There’s a strong and justified movement to encourage more diversity in our society. The perception of a white dominated mainstream media is giving way to one that’s more equitable to those of different backgrounds. The fetish scene is not exempt from this movement, and it’s pleasing to see a wider range of people being represented.
However . . .
Some months ago, I was challenged about the “lack of diversity” in my fetish work. There are no males (other than a few selfies) and my female models are of “a certain type”. This, my challenger decided, was a shame and they would no longer enjoy my photography because of it. What the “certain type” was, or why I should care, was not explained.
It raised an interesting question in my mind. As a fetishist who has a small amount of influence, should I be concerned about diversity in my work?
The practicalities of being a fetish photographer
The budget for my hobby is rather meagre, and you may be aware I haven’t shot for over a year (another year may pass before I shoot again). Should I have some money set aside specifically to do more diverse shoots, even if that would involve subjects I’ve no interest in? Is it reasonable to expect the legions of other amateurs and hobbyists out there to do the same? We have little time enough to indulge what we enjoy, let alone participate in a social quest. From a financial perspective it doesn’t seem reasonable.
Yet there is some merit to the argument. A “fan” (if I have any left) may see one of my “diverse” images and be inspired to pursue a new fetish. Someone who sees a wide range of models and themes in my work may see that as the norm and seek to emulate the same. It feeds into the perception that kink is as welcoming and diverse as any other part of society. Arguably more so.
Should amateurs be held to the same standards as professional photographers?
Many photographers in the scene aren’t professionals. We shoot because we enjoy a few hours behind the camera with a person of our choosing creating images we appreciate. These images are shared and either vanish into the ether or become viral hits destined to forever appear in timelines and searches. We shoot what we like because this is our corner of the Internet and we’ll shape it to our liking. Some of us are lucky enough to find cohorts of people who share our kinks and elevate our standing a little.
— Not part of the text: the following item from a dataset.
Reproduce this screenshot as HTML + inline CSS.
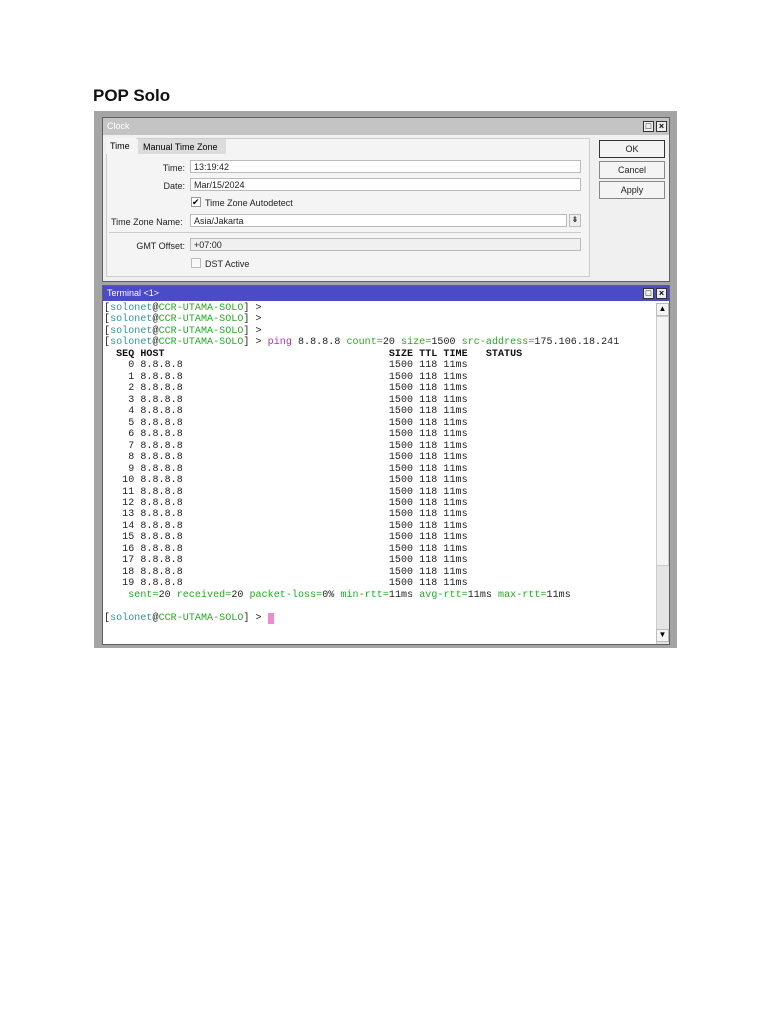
<!DOCTYPE html>
<html><head><meta charset="utf-8"><style>
*{margin:0;padding:0;box-sizing:border-box}
body{width:768px;height:1024px;background:#fff;position:relative;font-family:"Liberation Sans",sans-serif;overflow:hidden}
.a{position:absolute}
h1{position:absolute;left:93px;top:86px;font-size:17px;font-weight:bold;color:#111}
.frame{left:94px;top:111px;width:583px;height:537px;background:#a4a4a4}
.win{left:102px;top:117px;width:568px;height:165px;background:#f0f0f0;border:1px solid #606060}
.tb{left:0;top:0;width:100%;height:17px;background:#c4c4c4;color:#fff;font-size:9px;padding:3px 4px}
.ib{width:11px;height:11px;border:1px solid #333;background:#eee;font-size:9px;line-height:9px;text-align:center;font-weight:bold}
.lbl{font-size:9px;color:#222;text-align:right;width:80px}
.inp{height:13px;background:#fff;border:1px solid #bbb;font-size:9px;padding:1px 3px;color:#222}
.btn{left:496px;width:66px;height:18px;border:1px solid #888;background:#f4f4f4;font-size:9px;text-align:center;line-height:16px;color:#222}
.term{left:102px;top:285px;width:568px;height:360px;background:#fff;border:1px solid #606060}
.ttb{left:0;top:0;width:100%;height:15px;background:#4b4bc8;color:#fff;font-size:9px;padding:2px 4px}
pre{position:absolute;left:1px;top:17px;font-family:"Liberation Mono",monospace;font-size:10px;line-height:11.47px;color:#222;letter-spacing:0.06px}
.c{color:#2a9a9a}.g{color:#22aa22}.m{color:#b030b0}.k{color:#111;font-weight:bold}
</style></head><body>
<h1>POP Solo</h1>
<div class="a frame"></div>
<div class="a win">
 <div class="a tb">Clock</div>
 <div class="a ib" style="left:540px;top:3px">&#9633;</div>
 <div class="a ib" style="left:553px;top:3px">×</div>
 <div class="a" style="left:3px;top:20px;width:484px;height:139px;border:1px solid #ccc;background:#f4f4f4"></div>
 <div class="a" style="left:3px;top:20px;width:30px;height:16px;background:#f4f4f4;font-size:9px;padding:3px 4px">Time</div>
 <div class="a" style="left:35px;top:21px;width:88px;height:15px;background:#dcdcdc;font-size:9px;padding:3px 5px">Manual Time Zone</div>
 <div class="a lbl" style="left:2px;top:45px">Time:</div>
 <div class="a inp" style="left:87px;top:42px;width:391px">13:19:42</div>
 <div class="a lbl" style="left:2px;top:63px">Date:</div>
 <div class="a inp" style="left:87px;top:60px;width:391px">Mar/15/2024</div>
 <div class="a" style="left:88px;top:79px;width:10px;height:10px;border:1px solid #999;background:#fff;font-size:9px;line-height:8px">✔</div>
 <div class="a" style="left:102px;top:80px;font-size:9px;color:#222">Time Zone Autodetect</div>
 <div class="a lbl" style="left:0px;top:99px;width:82px;text-align:left;padding-left:8px">Time Zone Name:</div>
 <div class="a inp" style="left:87px;top:96px;width:377px">Asia/Jakarta</div>
 <div class="a" style="left:466px;top:96px;width:12px;height:13px;border:1px solid #bbb;background:#eee;font-size:8px;text-align:center">⇟</div>
 <div class="a" style="left:6px;top:114px;width:472px;border-top:1px solid #ccc"></div>
 <div class="a lbl" style="left:2px;top:123px">GMT Offset:</div>
 <div class="a inp" style="left:87px;top:120px;width:391px;background:#f0f0f0">+07:00</div>
 <div class="a" style="left:88px;top:140px;width:10px;height:10px;border:1px solid #bbb;background:#f8f8f8"></div>
 <div class="a" style="left:102px;top:141px;font-size:9px;color:#222">DST Active</div>
 <div class="btn a" style="top:22px;border:1px solid #333">OK</div>
 <div class="btn a" style="top:43px">Cancel</div>
 <div class="btn a" style="top:63px">Apply</div>
</div>
<div class="a term">
 <div class="a ttb">Terminal &lt;1&gt;</div>
 <div class="a ib" style="left:540px;top:2px">&#9633;</div>
 <div class="a ib" style="left:553px;top:2px">×</div>
 <div class="a" style="left:553px;top:17px;width:13px;height:341px;background:#e4e4e4;border-left:1px solid #ccc"></div>
 <div class="a" style="left:553px;top:17px;width:13px;height:13px;background:#f4f4f4;border:1px solid #bbb;font-size:8px;text-align:center">▲</div>
 <div class="a" style="left:553px;top:30px;width:13px;height:250px;background:#f4f4f4;border:1px solid #ccc"></div>
 <div class="a" style="left:553px;top:343px;width:13px;height:13px;background:#f4f4f4;border:1px solid #bbb;font-size:8px;text-align:center">▼</div>
<pre>[<span class="c">solonet</span>@<span class="g">CCR-UTAMA-SOLO</span>] &gt;
[<span class="c">solonet</span>@<span class="g">CCR-UTAMA-SOLO</span>] &gt;
[<span class="c">solonet</span>@<span class="g">CCR-UTAMA-SOLO</span>] &gt;
[<span class="c">solonet</span>@<span class="g">CCR-UTAMA-SOLO</span>] &gt; <span class="m">ping</span> 8.8.8.8 <span class="g">count=</span>20 <span class="g">size=</span>1500 <span class="g">src-address=</span>175.106.18.241
<span class="k">  SEQ HOST                                     SIZE TTL TIME   STATUS</span>
    0 8.8.8.8                                  1500 118 11ms
    1 8.8.8.8                                  1500 118 11ms
    2 8.8.8.8                                  1500 118 11ms
    3 8.8.8.8                                  1500 118 11ms
    4 8.8.8.8                                  1500 118 11ms
    5 8.8.8.8                                  1500 118 11ms
    6 8.8.8.8                                  1500 118 11ms
    7 8.8.8.8                                  1500 118 11ms
    8 8.8.8.8                                  1500 118 11ms
    9 8.8.8.8                                  1500 118 11ms
   10 8.8.8.8                                  1500 118 11ms
   11 8.8.8.8                                  1500 118 11ms
   12 8.8.8.8                                  1500 118 11ms
   13 8.8.8.8                                  1500 118 11ms
   14 8.8.8.8                                  1500 118 11ms
   15 8.8.8.8                                  1500 118 11ms
   16 8.8.8.8                                  1500 118 11ms
   17 8.8.8.8                                  1500 118 11ms
   18 8.8.8.8                                  1500 118 11ms
   19 8.8.8.8                                  1500 118 11ms
    <span class="g">sent=</span>20 <span class="g">received=</span>20 <span class="g">packet-loss=</span>0% <span class="g">min-rtt=</span>11ms <span class="g">avg-rtt=</span>11ms <span class="g">max-rtt=</span>11ms

[<span class="c">solonet</span>@<span class="g">CCR-UTAMA-SOLO</span>] &gt; <span style="background:#f08ad0">&nbsp;</span></pre>
</div>
</body></html>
In many respects the fact we have fetishes may restrict our ability to be “diverse” because that is the nature of a fetish. It’s a sexual fixation on an object – be it a body type, clothing or positions. We’ll tend towards its inherent elements to satisfy our kinks as we shape the scene in front of us. Try and step outside of these boundaries and the thrill of the shoot fades and our commitment with it. Instead of creating an image that’s charged with sexuality and excitement we take a photo. Someone else could do that.
Should I be concerned about diversity in my fetish?
To return to the original question, I think “no” is the simple answer. My work is mine and is made to please me. If others enjoy it that’s great and thank you for that.
Should I be concerned about the wider question of diversity in the fetish scene is perhaps the question we should focus on. My answer is absolutely, and as photographers we may have a duty to find those whose work shows the underrepresented and amplify it. But let them create the art rather than steal their precious moments for the sake of being “more diverse”.